Medical groups offered rewards for IT use

06.02.2006
Cisco Systems Inc., Intel Corp. and Oracle Corp. last week said they plan to offer financial rewards to medical groups in Northern California that use IT to share data and improve patient care.

Rewards of up to US$150,000 per year will be available to members of a consortium of health care firms formed by the vendors and unveiled last week. The group, called the Silicon Valley Pay for Performance Consortium, includes the three founding IT vendors plus Camino Medical Group Inc., Kaiser Permanente, Palo Alto Medical Clinic, Sutter Medical Group Inc. and other large medical practices in Northern California.

All of the health care providers have agreed to encourage their physicians to use electronic medical record (EMR) technology and other IT clinical systems.

The pay-for-performance program rewards health care firms that use systematic processes and health information technology to improve the quality of care. To qualify for the rewards, the IT systems must meet standards unveiled last week by the Washington-based National Committee for Quality Assurance, a nonprofit group that accredits health care organizations.

Robert Pearl, executive director and CEO of The Permanente Medical Group Inc. in Oakland, said his medical group -- the largest in the U.S., with 6,000 physicians -- quickly agreed to participate in what he called the first pay-for-performance initiative that focuses on the use of IT.

"Advanced IT systems are the only way to provide the highest-quality care and the best service for patients," he added.

Permanente is one year into a $4 billion, two-and-a-half-year project to replace a 10-year-old proprietary EMR system with a package from Epic Systems Corp. in Madison, Wis. By midyear, the system will hold the medical data of 2 million patients, Pearl said.

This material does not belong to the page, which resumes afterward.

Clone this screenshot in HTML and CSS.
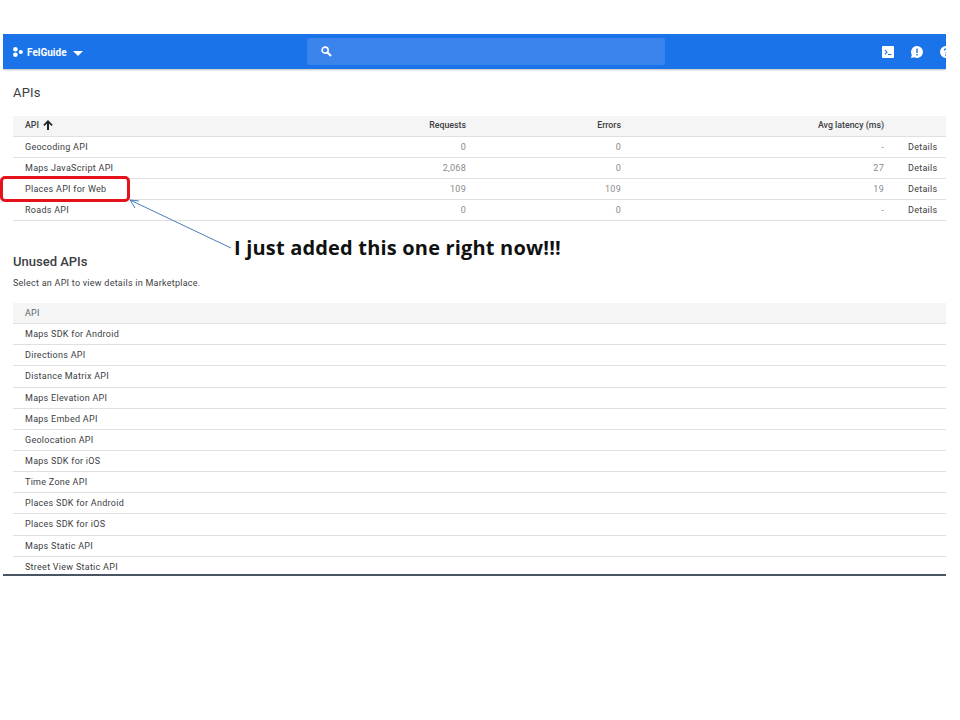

The goal of the consortium's founders is to accelerate the adoption of EMRs and the use of automated decision-support tools, said Jeff Rideout, Cisco's corporate medical director and vice president of its Internet business solutions group for health care.

The idea for the collaboration was born when the three firms started working together last fall on a project for the U.S. Department of Health and Human Services to develop a prototype of a national IT infrastructure to support the use of EMRs nationwide, he said.

Rideout said he expects the program to ensure quality health care for employees of the three vendors, many of whom are customers of member health care providers.

"We're doing this first and foremost to help people to adopt technology, but [also] with the belief that this will lead to improved outcomes and a better experience for our employees," he said.

The rewards will be based on the use of IT in documentation of treatment procedures, care management and patient education. The vendors will not recommend specific hardware or applications to meet the criteria, Rideout said.

Over the long term, the vendors plan to expand the consortium in locations where they have large concentrations of employees and invite smaller physician practices to join, he added.

IDC analyst Scott Tiazkun agreed that the collaborative is the first pay-for-performance initiative to focus on IT. But he questioned whether it can spur the use of EMRs by small physician practices.

"The financial incentives offered are a way to reward the 'haves' rather than creating electronic health record opportunities for the 'have-nots,'" Tiazkun said.